Executive Coaching for Behavior Change - Changing People's Behavior

In my executive coaching work with clients we are often working on changing specific behaviors. Clients are wanting to learn a new behavior or to stop doing something that is counterproductive. The behaviors are often part of the Competency Model of the client organization with each competency having specific behaviors delineated.

I was coaching an accountant who wanted to be more optimistic. She wanted to change her story and some hard-wired assumptions.

We incorporated some of the work of Byron Katie. Think of a specific thought you want to change and ask yourself the following four powerful questions. You might find yourself thinking and acting differently.

The Four Questions 
   

    1. Is it true?
    2. Can you absolutely know that it’s true?
    3. How do you react when you think that thought?
    4. Who would you be without the thought?

How hard is it for you to change your  behavior? Do you find changing people's behavior a challenge?

Changing Minds

“All leadership comes down to this: changing people’s behavior.” – Alan Deutschman in Fast Company (“Change or Die,” May 2005)

Changing people’s behavior is the most important challenge for business leaders competing in unpredictable environments.

“The central issue is never strategy, structure, culture, or systems,” asserts Dr. John P. Kotter, a retired Harvard Business School professor who specializes in leadership. “The core of the matter is always about changing the behavior of people.”

What works—and why is change so incredibly difficult?

A Fast Company article, “Change or Die” (May 2005), reveals that when faced with a health crisis like heart disease, only one in nine individuals makes the necessary, lifesaving changes required to live longer.

Minds are hard to change, yet so many aspects of our lives are directed toward doing just that. We face a supplier who needs to respond more quickly, a subordinate who must perform a task differently, or a peer who should recognize the importance of our project and commit to it.
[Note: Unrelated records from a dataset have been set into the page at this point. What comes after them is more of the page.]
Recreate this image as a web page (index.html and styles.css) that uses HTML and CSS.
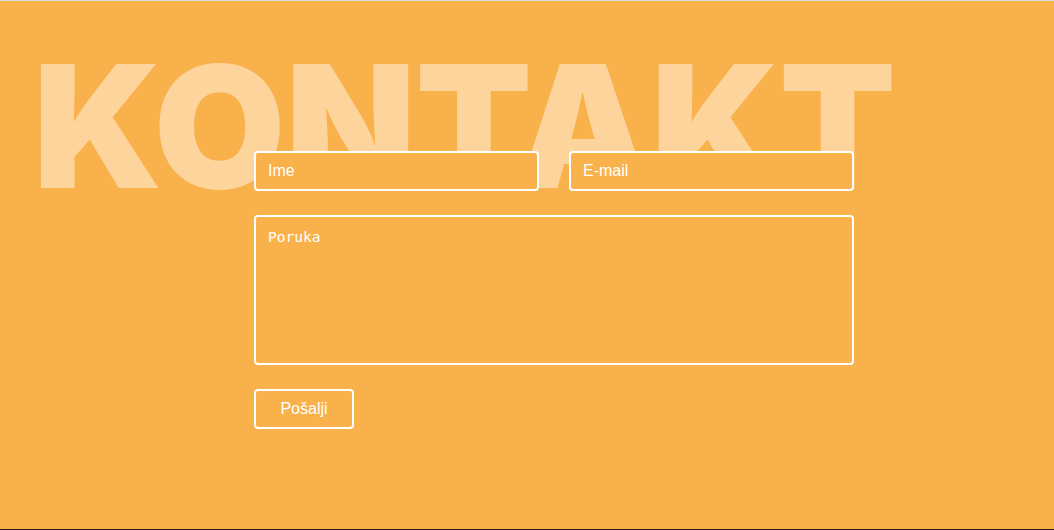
FILE: index.html
```html
<!DOCTYPE html>
<html lang="hr">
<head>
<meta charset="utf-8">
<title>Kontakt</title>
<link rel="stylesheet" href="styles.css">
</head>
<body>
<section class="contact">
  <h1 class="bg-title">KONTAKT</h1>
  <form class="form">
    <div class="row">
      <input class="field" type="text" placeholder="Ime">
      <input class="field" type="email" placeholder="E-mail">
    </div>
    <textarea class="field area" placeholder="Poruka"></textarea>
    <button class="send" type="button">Pošalji</button>
  </form>
</section>
</body>
</html>
```
FILE: styles.css
```css
html, body {
  margin: 0;
  padding: 0;
}
body {
  background: #222;
  font-family: "Liberation Sans", Arial, sans-serif;
}
.contact {
  position: relative;
  box-sizing: border-box;
  height: 529px;
  background: #f9b14b;
  border-top: 1px solid #dcdcdc;
  padding: 150px 0 0 254px;
  overflow: hidden;
}
.bg-title {
  position: absolute;
  left: 33px;
  top: 40px;
  margin: 0;
  font-family: "Inter", "Liberation Sans", sans-serif;
  font-weight: 900;
  font-size: 170px;
  line-height: 1;
  letter-spacing: -0.5px;
  color: rgba(255, 255, 255, 0.45);
  white-space: nowrap;
}
.form {
  position: relative;
  width: 600px;
  display: flex;
  flex-direction: column;
  gap: 24px;
}
.row {
  display: flex;
  gap: 30px;
}
.field {
  box-sizing: border-box;
  width: 100%;
  height: 40px;
  padding: 0 12px;
  background: #f9b14b;
  border: 2px solid #fff;
  border-radius: 4px;
  color: #fff;
  font-family: "Liberation Sans", Arial, sans-serif;
  font-size: 16px;
  outline: none;
}
.field::placeholder {
  color: #fff;
  opacity: 1;
}
.area {
  height: 150px;
  padding: 12px 12px;
  resize: none;
  font-family: "DejaVu Sans Mono", monospace;
  font-size: 14.5px;
}
.send {
  box-sizing: border-box;
  width: 100px;
  height: 40px;
  background: #f9b14b;
  border: 2px solid #fff;
  border-radius: 4px;
  color: #fff;
  font-family: "Liberation Sans", Arial, sans-serif;
  font-size: 16px;
}
```
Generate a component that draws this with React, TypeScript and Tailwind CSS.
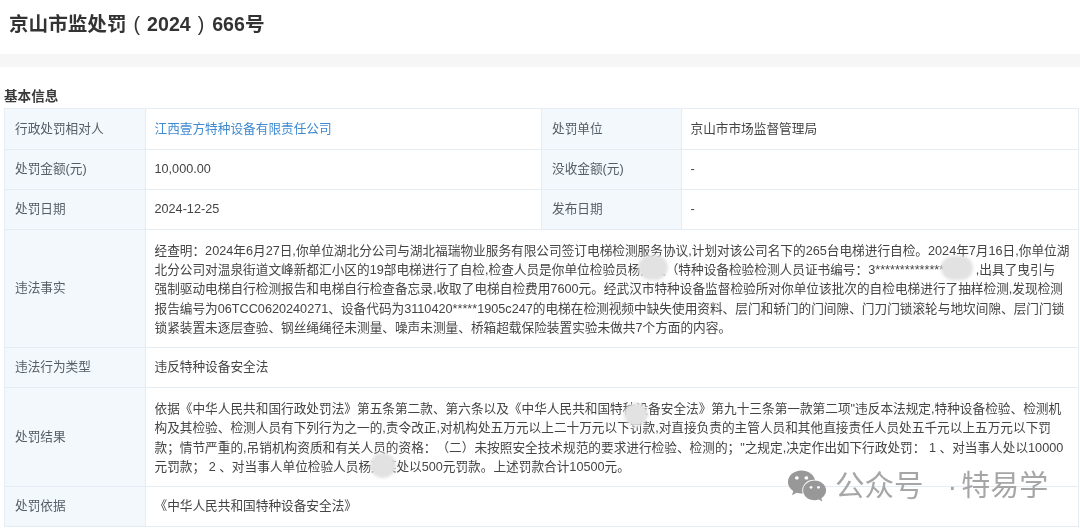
import { ReactNode } from 'react';
import { FaWeixin } from 'react-icons/fa';

const font = { label: 'text-[#555e66]', value: 'text-[#444]' };

function Label({ children }: { children: ReactNode }) {
  return (
    <td className={`border border-[#e4edf6] bg-[#f3f8fc] pl-[10px] align-middle ${font.label}`}>
      {children}
    </td>
  );
}

function Value({ children, colSpan }: { children: ReactNode; colSpan?: number }) {
  return (
    <td colSpan={colSpan} className={`border border-[#e4edf6] bg-white pl-[8.5px] align-middle ${font.value}`}>
      {children}
    </td>
  );
}

function Lines({ lines }: { lines: string[] }) {
  return (
    <div className="pt-[3px] leading-[19.3px]">
      {lines.map((line) => (
        <div key={line} className="whitespace-pre">
          {line}
        </div>
      ))}
    </div>
  );
}

function Smudge({ className }: { className: string }) {
  return <div className={`absolute rounded-full bg-[#e2e2e2] blur-[1.5px] ${className}`} />;
}

const facts = [
  '经查明：2024年6月27日,你单位湖北分公司与湖北福瑞物业服务有限公司签订电梯检测服务协议,计划对该公司名下的265台电梯进行自检。2024年7月16日,你单位湖',
  '北分公司对温泉街道文峰新都汇小区的19部电梯进行了自检,检查人员是你单位检验员杨某某（特种设备检验检测人员证书编号：3**************\u2003\u2003\u2002,出具了曳引与',
  '强制驱动电梯自行检测报告和电梯自行检查备忘录,收取了电梯自检费用7600元。经武汉市特种设备监督检验所对你单位该批次的自检电梯进行了抽样检测,发现检测',
  '报告编号为06TCC0620240271、设备代码为3110420*****1905c247的电梯在检测视频中缺失使用资料、层门和轿门的门间隙、门刀门锁滚轮与地坎间隙、层门门锁',
  '锁紧装置未逐层查验、钢丝绳绳径未测量、噪声未测量、桥箱超载保险装置实验未做共7个方面的内容。',
];

const result = [
  '依据《中华人民共和国行政处罚法》第五条第二款、第六条以及《中华人民共和国特种设备安全法》第九十三条第一款第二项"违反本法规定,特种设备检验、检测机',
  '构及其检验、检测人员有下列行为之一的,责令改正,对机构处五万元以上二十万元以下罚款,对直接负责的主管人员和其他直接责任人员处五千元以上五万元以下罚',
  '款；情节严重的,吊销机构资质和有关人员的资格：\u200b（二）未按照安全技术规范的要求进行检验、检测的；"之规定,决定作出如下行政处罚： 1 、对当事人处以10000',
  '元罚款； 2 、对当事人单位检验人员杨某某处以500元罚款。上述罚款合计10500元。',
];

export default function App() {
  return (
    <div className="relative h-[529px] w-[1080px] overflow-hidden bg-white font-['Liberation_Sans','Noto_Sans_CJK_SC',sans-serif] text-[12.67px] blur-[0.4px]">
      <h1 className="h-[54px] pl-[9px] pt-[10px] text-[19.6px] font-bold leading-[28px] text-[#333]">
        京山市监处罚<span className="ml-[7px] font-normal">(</span>
        <span className="ml-[7px] mr-[7px]">2024</span>
        <span className="mr-[8px] font-normal">)</span>666号
      </h1>
      <div className="h-[13px] bg-[#f6f6f6]" />
      <h2 className="pl-1 pt-[20px] text-[13.6px] font-bold leading-[20px] text-[#3a3a3a]">基本信息</h2>
      <div className="pl-1 pt-[1px]">
        <table className="w-[1075px] table-fixed border-collapse">
          <colgroup>
            <col className="w-[141px]" />
            <col className="w-[396px]" />
            <col className="w-[140px]" />
            <col />
          </colgroup>
          <tbody>
            <tr className="h-[41px]">
              <Label>行政处罚相对人</Label>
              <Value>
                <span className="text-[#3f8ad0]">江西壹方特种设备有限责任公司</span>
              </Value>
              <Label>处罚单位</Label>
              <Value>京山市市场监督管理局</Value>
            </tr>
            <tr className="h-[40px]">
              <Label>处罚金额(元)</Label>
              <Value>10,000.00</Value>
              <Label>没收金额(元)</Label>
              <Value>-</Value>
            </tr>
            <tr className="h-[40px]">
              <Label>处罚日期</Label>
              <Value>2024-12-25</Value>
              <Label>发布日期</Label>
              <Value>-</Value>
            </tr>
            <tr className="h-[118px]">
              <Label>违法事实</Label>
              <Value colSpan={3}>
                <Lines lines={facts} />
              </Value>
            </tr>
            <tr className="h-[40px]">
              <Label>违法行为类型</Label>
              <Value colSpan={3}>违反特种设备安全法</Value>
            </tr>
            <tr className="h-[99px]">
              <Label>处罚结果</Label>
              <Value colSpan={3}>
                <Lines lines={result} />
              </Value>
            </tr>
            <tr className="h-[40px]">
              <Label>处罚依据</Label>
              <Value colSpan={3}>《中华人民共和国特种设备安全法》</Value>
            </tr>
          </tbody>
        </table>
      </div>

      <Smudge className="left-[638px] top-[255px] h-[25px] w-[30px]" />
      <Smudge className="left-[941px] top-[256px] h-[24px] w-[32px]" />
      <Smudge className="left-[370px] top-[453px] h-[25px] w-[26px]" />
      <Smudge className="left-[624px] top-[403px] h-[23px] w-[24px]" />

      <div className="absolute left-[787px] top-[468px] flex items-center text-[#a6a6a6]">
        <FaWeixin className="h-[36px] w-[40px] text-[#989898]" />
        <span className="ml-[8px] whitespace-nowrap text-[29.5px] leading-[36px]">公众号</span>
        <span className="ml-[24px] text-[29px] leading-[36px]">·</span>
        <span className="ml-[4px] whitespace-nowrap text-[29px] leading-[36px]">特易学</span>
      </div>
    </div>
  );
}
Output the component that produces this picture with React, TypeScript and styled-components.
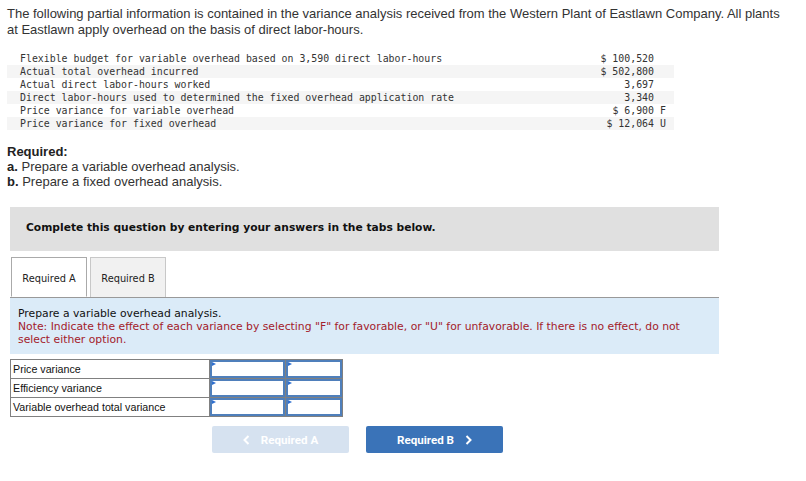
import React from 'react'
import styled, { createGlobalStyle } from 'styled-components'

const GlobalStyle = createGlobalStyle`
  body {
    margin: 0;
    background: #fff;
    font-family: "Liberation Sans", Arial, sans-serif;
  }
`

const Page = styled.div`
  width: 806px;
  padding-top: 6px;
`

const Intro = styled.p`
  margin: 0;
  padding: 0 14px 0 7px;
  font-size: 13px;
  line-height: 16px;
  color: #333;
`

const DataTable = styled.div`
  margin: 14px 0 0 7px;
  width: 667px;
  display: grid;
  grid-template-columns: 1fr auto 20px;
  font-family: "DejaVu Sans Mono", monospace;
  font-size: 9.9px;
  line-height: 13px;
  color: #333;
`

const DataCell = styled.div<{ $alt: boolean; $align?: string }>`
  background: ${({ $alt }) => ($alt ? '#f5f5f5' : '#fff')};
  text-align: ${({ $align }) => $align || 'left'};
  white-space: pre;
  height: 13px;
`

const LabelCell = styled(DataCell)`
  padding-left: 13px;
`

const Required = styled.div`
  margin: 14px 0 0 7px;
  font-size: 13px;
  line-height: 15px;
  color: #333;
  b {
    color: #222;
  }
`

const Lower = styled.div`
  margin: 18px 0 0 10px;
  width: 709px;
`

const Banner = styled.div`
  background: #e0e0e0;
  height: 44px;
  box-sizing: border-box;
  padding: 0 0 3px 16px;
  display: flex;
  align-items: center;
  font-family: "DejaVu Sans", Verdana, sans-serif;
  font-weight: bold;
  font-size: 10.7px;
  color: #111;
`

const TabRow = styled.div`
  display: flex;
  gap: 3px;
  margin-top: 6px;
  padding-left: 1px;
  position: relative;
  z-index: 1;
`

const Tab = styled.div<{ $active?: boolean }>`
  width: 76px;
  height: 40px;
  box-sizing: border-box;
  padding-top: 2px;
  display: flex;
  align-items: center;
  justify-content: center;
  border: 1px solid ${({ $active }) => ($active ? '#aaa' : '#c8c8c8')};
  border-bottom: ${({ $active }) => ($active ? '1px solid #fff' : 'none')};
  background: ${({ $active }) => ($active ? '#fff' : '#f1f1f1')};
  margin-bottom: ${({ $active }) => ($active ? '-1px' : '0')};
  font-family: "DejaVu Sans", Verdana, sans-serif;
  font-size: 9.8px;
  color: #222;
`

const Panel = styled.div`
  background: #dbebf8;
  border-top: 1px solid #999;
  padding: 9px 8px 8px 8px;
  font-family: "DejaVu Sans", Verdana, sans-serif;
  font-size: 10.8px;
  line-height: 13px;
  color: #111;
`

const Note = styled.div`
  color: #a3202a;
`

const AnswerTable = styled.table`
  margin-top: 5px;
  border-collapse: collapse;
  width: 333px;
  font-family: "Liberation Sans", Arial, sans-serif;
  font-size: 10.7px;
  color: #111;
`

const AnswerLabel = styled.td`
  border: 1px solid #808080;
  width: 196px;
  height: 18px;
  padding: 0 0 0 2px;
`

const InputCell = styled.td<{ $w: number }>`
  border: 1px solid #808080;
  width: ${({ $w }) => $w}px;
  height: 18px;
  padding: 0;
`

const InputBox = styled.div`
  position: relative;
  height: 18px;
  box-sizing: border-box;
  border: 2px solid #4f7fbb;
  &::before {
    content: '';
    position: absolute;
    left: 0;
    top: 0;
    border-left: 4px solid #2f6fcf;
    border-top: 2.5px solid transparent;
    border-bottom: 2.5px solid transparent;
  }
`

const ButtonRow = styled.div`
  display: flex;
  gap: 17px;
  margin: 9px 0 0 202px;
`

const NavButton = styled.div<{ $disabled?: boolean }>`
  width: 137px;
  height: 27px;
  border-radius: 2px;
  display: flex;
  align-items: center;
  justify-content: center;
  gap: 11px;
  background: ${({ $disabled }) => ($disabled ? '#d6e2f0' : '#3a73b8')};
  color: #fff;
  font-family: Roboto, "Liberation Sans", sans-serif;
  font-weight: bold;
  font-size: 11.6px;
`

const Chevron = ({ dir }: { dir: 'left' | 'right' }) => (
  <svg width="7" height="10" viewBox="0 0 7 10">
    <polyline
      points={dir === 'left' ? '5.5,1 1.5,5 5.5,9' : '1.5,1 5.5,5 1.5,9'}
      fill="none"
      stroke="#fff"
      strokeWidth="2"
    />
  </svg>
)

const rows = [
  ['Flexible budget for variable overhead based on 3,590 direct labor-hours', '$ 100,520', ''],
  ['Actual total overhead incurred', '$ 502,800', ''],
  ['Actual direct labor-hours worked', '3,697', ''],
  ['Direct labor-hours used to determined the fixed overhead application rate', '3,340', ''],
  ['Price variance for variable overhead', '$ 6,900', ' F'],
  ['Price variance for fixed overhead', '$ 12,064', ' U']
]

const answers = ['Price variance', 'Efficiency variance', 'Variable overhead total variance']

const App = () => {
  return (
    <Page>
      <GlobalStyle />
      <Intro>
        The following partial information is contained in the variance analysis received from the Western Plant of
        Eastlawn Company. All plants at Eastlawn apply overhead on the basis of direct labor-hours.
      </Intro>
      <DataTable>
        {rows.map((r, i) => (
          <React.Fragment key={i}>
            <LabelCell $alt={i % 2 === 1}>{r[0]}</LabelCell>
            <DataCell $alt={i % 2 === 1} $align="right">{r[1]}</DataCell>
            <DataCell $alt={i % 2 === 1}>{r[2]}</DataCell>
          </React.Fragment>
        ))}
      </DataTable>
      <Required>
        <b>Required:</b>
        <div><b>a.</b> Prepare a variable overhead analysis.</div>
        <div><b>b.</b> Prepare a fixed overhead analysis.</div>
      </Required>
      <Lower>
        <Banner>Complete this question by entering your answers in the tabs below.</Banner>
        <TabRow>
          <Tab $active>Required A</Tab>
          <Tab>Required B</Tab>
        </TabRow>
        <Panel>
          Prepare a variable overhead analysis.
          <Note>
            Note: Indicate the effect of each variance by selecting "F" for favorable, or "U" for unfavorable. If
            there is no effect, do not select either option.
          </Note>
        </Panel>
        <AnswerTable>
          <tbody>
            {answers.map(a => (
              <tr key={a}>
                <AnswerLabel>{a}</AnswerLabel>
                <InputCell $w={75}><InputBox /></InputCell>
                <InputCell $w={56}><InputBox /></InputCell>
              </tr>
            ))}
          </tbody>
        </AnswerTable>
        <ButtonRow>
          <NavButton $disabled><Chevron dir="left" />Required A</NavButton>
          <NavButton>Required B<Chevron dir="right" /></NavButton>
        </ButtonRow>
      </Lower>
    </Page>
  )
}

export default App
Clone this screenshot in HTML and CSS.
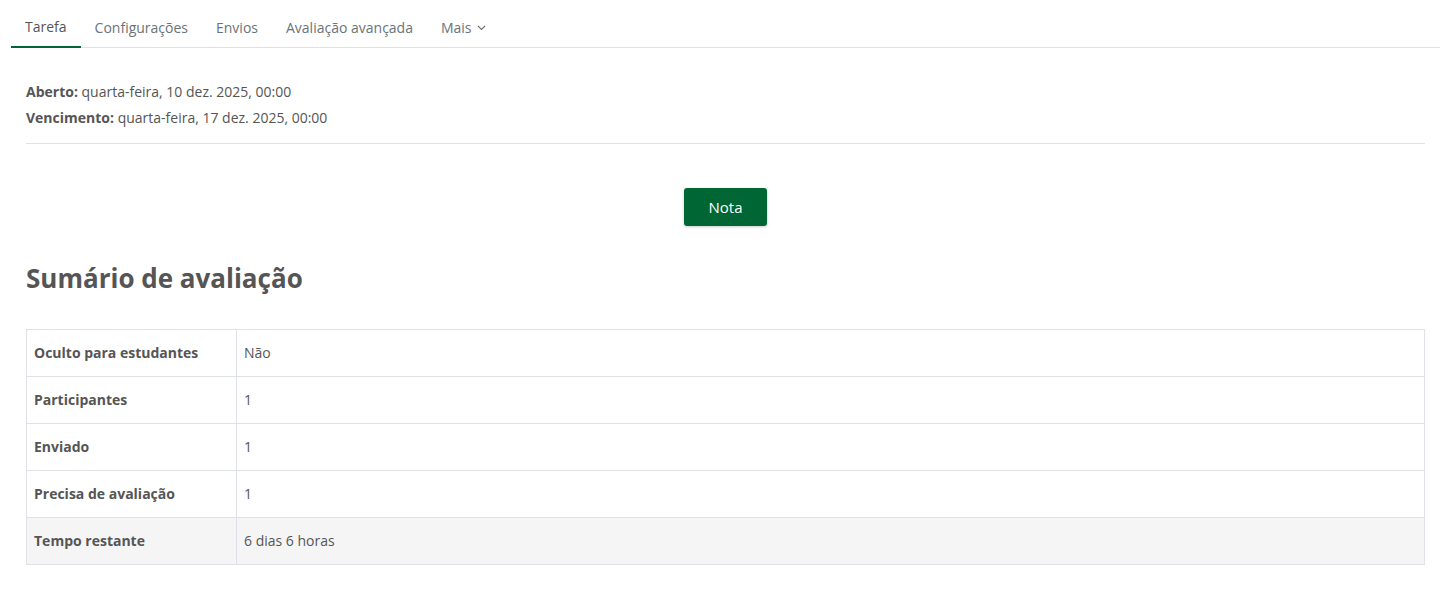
FILE: index.html
```html
<!DOCTYPE html>
<html lang="pt">
<head>
<meta charset="utf-8">
<link rel="stylesheet" href="styles.css">
</head>
<body>
<nav class="tabs">
  <a class="tab active">Tarefa</a>
  <a class="tab">Configurações</a>
  <a class="tab">Envios</a>
  <a class="tab">Avaliação avançada</a>
  <a class="tab">Mais <svg class="chev" width="9" height="6" viewBox="0 0 9 6"><path d="M1 1l3.5 3.5L8 1" fill="none" stroke="currentColor" stroke-width="1.1"/></svg></a>
</nav>
<main class="content">
  <div class="dates">
    <div><strong>Aberto:</strong> quarta-feira, 10 dez. 2025, 00:00</div>
    <div><strong>Vencimento:</strong> quarta-feira, 17 dez. 2025, 00:00</div>
  </div>
  <div class="actions"><button class="btn">Nota</button></div>
  <h2 class="title">Sumário de avaliação</h2>
  <table class="summary">
    <tr><th>Oculto para estudantes</th><td>Não</td></tr>
    <tr><th>Participantes</th><td>1</td></tr>
    <tr><th>Enviado</th><td>1</td></tr>
    <tr><th>Precisa de avaliação</th><td>1</td></tr>
    <tr class="shade"><th>Tempo restante</th><td>6 dias 6 horas</td></tr>
  </table>
</main>
</body>
</html>
```
FILE: styles.css
```css
html, body { margin: 0; padding: 0; background: #fff; }
body {
  font-family: "Open Sans", "Liberation Sans", sans-serif;
  color: #555;
  font-size: 14px;
}
.tabs {
  display: flex;
  margin: 0 7px 0 11px;
  border-bottom: 1px solid #dee2e6;
  height: 48px;
  box-sizing: border-box;
}
.tab {
  display: flex;
  align-items: center;
  gap: 5px;
  padding: 7px 14px 0;
  font-size: 14px;
  color: #6a737b;
  height: 48px;
  box-sizing: border-box;
  margin-bottom: -1px;
}
.tab.active {
  color: #555;
  border-bottom: 2px solid #006633;
}
.chev { margin-top: 1px; }
.content { padding: 0 22px 0 26px; }
.dates {
  padding: 31px 0 12px;
  border-bottom: 1px solid #dee2e6;
  line-height: 26px;
}
.dates strong { font-weight: 700; }
.actions {
  display: flex;
  justify-content: center;
  padding-top: 44px;
}
.btn {
  font-family: inherit;
  font-size: 15px;
  color: #fff;
  background: #006633;
  border: 0;
  border-radius: 3px;
  width: 83px;
  height: 38px;
  box-shadow: 0 1px 3px rgba(0,0,0,0.2);
}
.title {
  font-size: 26px;
  font-weight: 700;
  margin: 37px 0 0;
  line-height: 30px;
  color: #555;
}
.summary {
  margin-top: 36px;
  width: 100%;
  border-collapse: collapse;
  border: 1px solid #dee2e6;
}
.summary th, .summary td {
  border: 1px solid #dee2e6;
  text-align: left;
  padding: 0 7px 2px;
  height: 44px;
  font-size: 14px;
}
.summary th { width: 195px; font-weight: 700; }
.summary .shade th, .summary .shade td { background: #f5f5f5; }
```
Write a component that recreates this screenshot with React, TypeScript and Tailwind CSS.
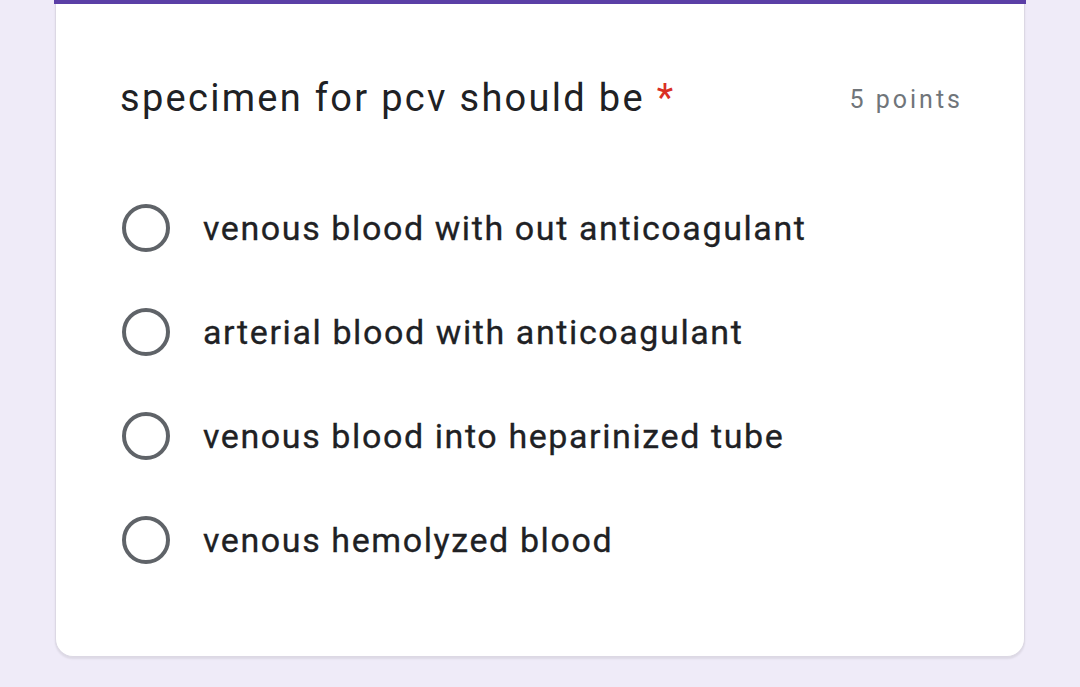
export default function App() {
  const options = [
    "venous blood with out anticoagulant",
    "arterial blood with anticoagulant",
    "venous blood into heparinized tube",
    "venous hemolyzed blood",
  ];
  return (
    <div className="w-[1080px] h-[687px] bg-[#efebf8] overflow-hidden relative" style={{ fontFamily: "Roboto, 'Liberation Sans', sans-serif" }}>
      <div className="ml-[55px] w-[970px] h-[657px] bg-white rounded-b-[18px] border border-t-0 border-[#dcd8e4] shadow-[0_2px_2px_rgba(0,0,0,0.08)] relative">
        <div className="absolute -left-[2px] -right-[2px] top-0 h-[4px] bg-[#5b3fa6]" />
        <div className="flex items-start justify-between pl-[64px] pr-[64px] pt-[72px]">
          <div className="text-[38px] leading-[52px] text-[#202124] tracking-[2.3px]">
            specimen for pcv should be <span className="text-[#d93025]">*</span>
          </div>
          <div className="text-[25px] leading-[40px] text-[#70757a] pt-[8px] tracking-[3px] -mr-[3px]">5 points</div>
        </div>
        <div className="flex flex-col gap-[56px] pl-[66px] pt-[80px]">
          {options.map((o) => (
            <div key={o} className="flex items-center gap-[33px] h-[48px]">
              <div className="w-[48px] h-[48px] rounded-full border-[4px] border-[#5f6368] shrink-0" />
              <div className="text-[34px] text-[#202124] leading-[48px] tracking-[1.6px] [-webkit-text-stroke:0.3px_#202124]">{o}</div>
            </div>
          ))}
        </div>
      </div>
    </div>
  );
}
We clearly acknowledge the need for others to change their minds and act differently. We also know we need to change our own minds at certain times.

Many of us are professionally involved in the business of changing people’s minds. A CEO, executive, or team leader must convince and secure commitment; a salesperson must close the sale and persuade consumers to think differently about new product features; consultants and coaches must change minds to motivate groups and individuals to perform more effectively for improved results.

Why are our brains wired in a way that seems to resist change so tenaciously? In their book How the Way We Talk Can Change the Way We Work (2001), authors Robert Kegan and Lisa Laskow Lahey describe the process of resistance and our body’s and mind’s natural tendency to revert to what they’re used to doing—a process called homeostasis.

In this new millennium, with ever-increasing discoveries about the brain, has cognitive neuroscience discovered clues to what is required to help people change their way of thinking so they can modify their behavior? Professor Howard Gardner, a lifelong researcher and expert on the mind, believes we’ve reached this point:

“Of all of the species on earth, we human beings are the ones who specialize in voluntary mind change: we change the minds of others, we change our own minds. We have even crafted various technologies that allow us to extend the sweep of mind change: powerful mechanical artifacts like writing implements, televisions, and computers…In the coming decade, mind changing will continue and, in all probability, accelerate.” —Changing Minds, 2004.

Working with a seasoned executive coach trained in emotional intelligence and incorporating leadership assessments such as the BarOn EQi and CPI 260 can help you become a fully engaged leader. You can become a leader who models emotional intelligence and social intelligence, and who inspires people to become happily engaged with the strategy and vision of the company.